The woman who sent her adoptive son back to Russia with a note stating that he was a sociopath is hardly a woman who snapped after singing "I'm a little teapot" one too many times.
She has done what so many parents who have adopted from Russia have been tempted to do. (To read more about this, go
here and
here).
The sad truth, and one that has been known for years, is that most children from Russia (or many other third world countries) come with problems. It's easy to see why. Here's the recipe:
1. Go to a third world country (and parts of Russia are just that)
2. Take one child being generally unwanted
3. Institutionalize that child for a long time
4. Couple that with him moving to another country and being forced to assimilate the culture
And voila! One freshly made (you choose):
A. Sociopath
B. Child with severe attachment disorder
C. Hell on wheels
D. All of the above
I've read of these cases for years, and I'm shocked that it's taken this long for anyone to take real notice of them.
What's amazing is that it took this one incident to put the spotlight on an issue that's been going on for a very long time. And truthfully, there's no solution. If you want a child desperately enough, you may
want there to be a solution, but wishful thinking can't change facts.
Studies repeatedly show a child's personality is developed between 3 and 5 years of age. And these formative years are usually filled with trauma in the case of an unwanted child.
Now other sympathetic families are weighing in, telling of their miserable Russian adoptions.
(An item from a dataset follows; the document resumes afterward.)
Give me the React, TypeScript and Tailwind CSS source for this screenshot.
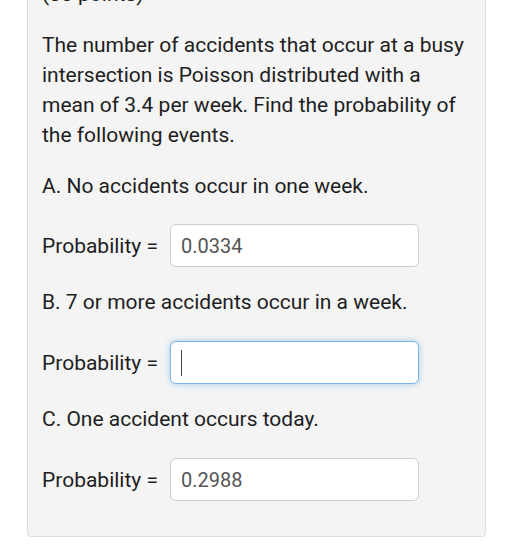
import React from "react";

function Row({ value, focused }: { value?: string; focused?: boolean }) {
  return (
    <div className="flex items-center">
      <span className="w-[128px] whitespace-nowrap">Probability =</span>
      <div
        className={
          focused
            ? "flex h-[43px] w-[249px] items-center rounded-[6px] border border-[#7fb2e5] bg-white pl-[10px] shadow-[0_0_6px_rgba(102,175,233,0.6)]"
            : "flex h-[43px] w-[249px] items-center rounded-[6px] border border-[#cfcfcf] bg-white pl-[10px]"
        }
      >
        {focused ? (
          <span className="block h-[26px] w-[1px] bg-[#444]" />
        ) : (
          <span className="text-[20px] text-[#555555]">{value}</span>
        )}
      </div>
    </div>
  );
}

export default function App() {
  return (
    <div
      className="h-[553px] w-[505px] overflow-hidden bg-white text-[21px] leading-[30px] text-[#1e1e1e]"
      style={{ fontFamily: "Roboto, 'Liberation Sans', sans-serif" }}
    >
      <div className="ml-[27px] mt-[-40px] w-[459px] rounded-[4px] border border-[#dcdcdc] bg-[#f4f4f4] pb-[35px] pl-[14px] pr-[14px] pt-[18px]">
        <p>(30 points)</p>
        <p className="mt-[21px]">
          The number of accidents that occur at a busy intersection is Poisson distributed with a mean of 3.4 per week. Find the probability of the following events.
        </p>
        <p className="mt-[21px]">A. No accidents occur in one week.</p>
        <div className="mt-[23px]">
          <Row value="0.0334" />
        </div>
        <p className="mt-[20px]">B. 7 or more accidents occur in a week.</p>
        <div className="mt-[24px]">
          <Row focused />
        </div>
        <p className="mt-[20px]">C. One accident occurs today.</p>
        <div className="mt-[24px]">
          <Row value="0.2988" />
        </div>
      </div>
    </div>
  );
}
Some have rationalized, some have muddled through it all, but most speak of the toll it takes and the burdens they must carry due to the children they took on.
We are exporting other countries' problems when we take on their children, with rare exceptions.
Years ago I had acquaintances who chose to adopt from India because they felt specially attuned to that country (due to the whimsical fact that the husband played the Sitar). They went through a long and painful process, sending money to India, getting pictures, etc.
The baby was a girl. She had been raised since birth in an orphanage run by nuns, but the problem was that the orphanage had very little funding. Therefore, the children often didn't receive proper nutrition.
When this couple received the baby, she was about 8 months old, had been held rarely (so her head was somewhat deformed from being left in the crib so much), and she was severely thin and undernourished (she was the size of a newborn). As a result, their pediatrician warned them that there was likely to be brain damage or at least mental development issues.
The parents joyfully announced all this to us because, frankly, it was new. And any experience, when new, is something you think you can happily overcome, slogging through mountains and singing the theme from The Sound of Music. It was A Challenge, A Rite of Passage, A Chance To Show Off Parenting Skills.
But that child is now about 18 and I wonder how she fared. And if she lived. And whether or not the marriage survived. And when the bloom fell off the rose, did the Sitar playing husband leave or did he merely sink into despair? For usually it's the wife who takes on the true burden of raising a special needs child.
It is often very hard to bond with a child that is not your biological child, for the simple reason that hormones play a factor when a baby is born. Without your hormones singing that child's praises, it's much tougher to get past the bumps in the road, let alone the crevasses.
Thus, an adoptive child does not have the advantages that a biological child has. Over the years, I have had close friends who were adopted, and not one of them ever felt that bond. And, may I venture to add that it's because their parents apparently never felt that bond, either.
I am sure that there are exceptions: For instance, if a parent adopts a child right after the loss of a child, they may be able to transfer the bond. And there are parents who may truly believe that they are as close to that bond as they can be. One adoption site says that research shows that adoptive families bond as closely as biological ones. I'm not disputing that bonding occurs, but I question to what
degree it occurs.
Adoption and assimilation of children is tough enough as it is, without adding other problems to the mix. Although we certainly don't have enough children to adopt within the USA (due to abortion and restrictive laws), going outside of the country isn't a better solution.